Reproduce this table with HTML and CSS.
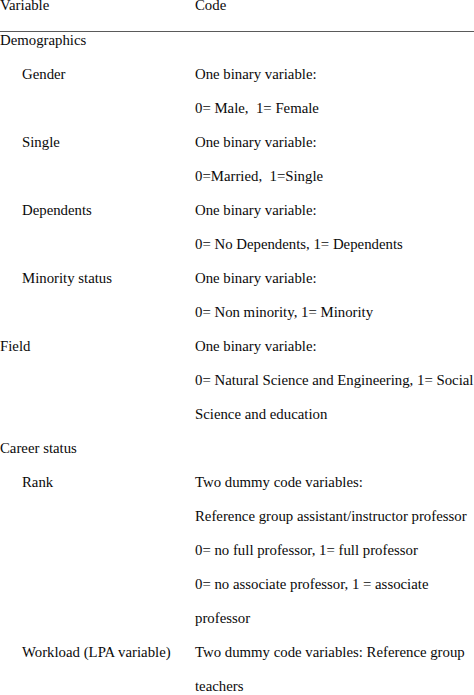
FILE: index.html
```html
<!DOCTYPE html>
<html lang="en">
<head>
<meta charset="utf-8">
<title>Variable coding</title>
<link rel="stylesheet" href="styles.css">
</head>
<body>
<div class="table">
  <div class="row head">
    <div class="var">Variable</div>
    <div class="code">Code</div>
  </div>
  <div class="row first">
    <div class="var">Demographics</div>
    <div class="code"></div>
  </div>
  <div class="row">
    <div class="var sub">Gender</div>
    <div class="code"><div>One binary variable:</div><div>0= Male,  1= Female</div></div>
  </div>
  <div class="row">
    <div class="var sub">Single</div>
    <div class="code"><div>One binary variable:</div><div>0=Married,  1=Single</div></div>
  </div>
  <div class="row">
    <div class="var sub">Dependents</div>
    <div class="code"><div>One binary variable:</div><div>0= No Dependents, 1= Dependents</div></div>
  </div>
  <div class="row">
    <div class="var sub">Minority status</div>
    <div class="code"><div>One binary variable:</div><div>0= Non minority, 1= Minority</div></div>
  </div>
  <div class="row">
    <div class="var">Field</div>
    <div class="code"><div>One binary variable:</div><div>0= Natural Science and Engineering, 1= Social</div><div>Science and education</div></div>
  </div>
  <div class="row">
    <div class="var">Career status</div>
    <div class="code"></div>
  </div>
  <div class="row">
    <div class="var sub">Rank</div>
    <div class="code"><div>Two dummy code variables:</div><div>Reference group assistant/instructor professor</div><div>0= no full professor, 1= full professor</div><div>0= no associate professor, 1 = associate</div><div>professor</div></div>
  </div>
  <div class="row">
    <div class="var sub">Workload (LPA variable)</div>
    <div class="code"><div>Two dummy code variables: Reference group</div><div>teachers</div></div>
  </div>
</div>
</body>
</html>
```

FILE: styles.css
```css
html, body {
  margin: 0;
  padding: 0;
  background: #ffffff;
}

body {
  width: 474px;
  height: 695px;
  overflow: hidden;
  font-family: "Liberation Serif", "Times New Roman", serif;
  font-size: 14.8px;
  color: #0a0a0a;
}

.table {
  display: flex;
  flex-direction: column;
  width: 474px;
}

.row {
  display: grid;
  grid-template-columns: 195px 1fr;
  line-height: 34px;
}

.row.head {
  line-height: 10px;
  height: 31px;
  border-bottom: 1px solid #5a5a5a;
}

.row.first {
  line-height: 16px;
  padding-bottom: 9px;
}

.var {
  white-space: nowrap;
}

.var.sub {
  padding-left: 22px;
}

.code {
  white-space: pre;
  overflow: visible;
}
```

==================================================

Set task – Take the listing above and restate it word for word, without its pictures.

Correct output –
Reproduce this table with HTML and CSS.
FILE: index.html
```html
<!DOCTYPE html>
<html lang="en">
<head>
<meta charset="utf-8">
<title>Variable coding</title>
<link rel="stylesheet" href="styles.css">
</head>
<body>
<div class="table">
  <div class="row head">
    <div class="var">Variable</div>
    <div class="code">Code</div>
  </div>
  <div class="row first">
    <div class="var">Demographics</div>
    <div class="code"></div>
  </div>
  <div class="row">
    <div class="var sub">Gender</div>
    <div class="code"><div>One binary variable:</div><div>0= Male,  1= Female</div></div>
  </div>
  <div class="row">
    <div class="var sub">Single</div>
    <div class="code"><div>One binary variable:</div><div>0=Married,  1=Single</div></div>
  </div>
  <div class="row">
    <div class="var sub">Dependents</div>
    <div class="code"><div>One binary variable:</div><div>0= No Dependents, 1= Dependents</div></div>
  </div>
  <div class="row">
    <div class="var sub">Minority status</div>
    <div class="code"><div>One binary variable:</div><div>0= Non minority, 1= Minority</div></div>
  </div>
  <div class="row">
    <div class="var">Field</div>
    <div class="code"><div>One binary variable:</div><div>0= Natural Science and Engineering, 1= Social</div><div>Science and education</div></div>
  </div>
  <div class="row">
    <div class="var">Career status</div>
    <div class="code"></div>
  </div>
  <div class="row">
    <div class="var sub">Rank</div>
    <div class="code"><div>Two dummy code variables:</div><div>Reference group assistant/instructor professor</div><div>0= no full professor, 1= full professor</div><div>0= no associate professor, 1 = associate</div><div>professor</div></div>
  </div>
  <div class="row">
    <div class="var sub">Workload (LPA variable)</div>
    <div class="code"><div>Two dummy code variables: Reference group</div><div>teachers</div></div>
  </div>
</div>
</body>
</html>
```

FILE: styles.css
```css
html, body {
  margin: 0;
  padding: 0;
  background: #ffffff;
}

body {
  width: 474px;
  height: 695px;
  overflow: hidden;
  font-family: "Liberation Serif", "Times New Roman", serif;
  font-size: 14.8px;
  color: #0a0a0a;
}

.table {
  display: flex;
  flex-direction: column;
  width: 474px;
}

.row {
  display: grid;
  grid-template-columns: 195px 1fr;
  line-height: 34px;
}

.row.head {
  line-height: 10px;
  height: 31px;
  border-bottom: 1px solid #5a5a5a;
}

.row.first {
  line-height: 16px;
  padding-bottom: 9px;
}

.var {
  white-space: nowrap;
}

.var.sub {
  padding-left: 22px;
}

.code {
  white-space: pre;
  overflow: visible;
}
```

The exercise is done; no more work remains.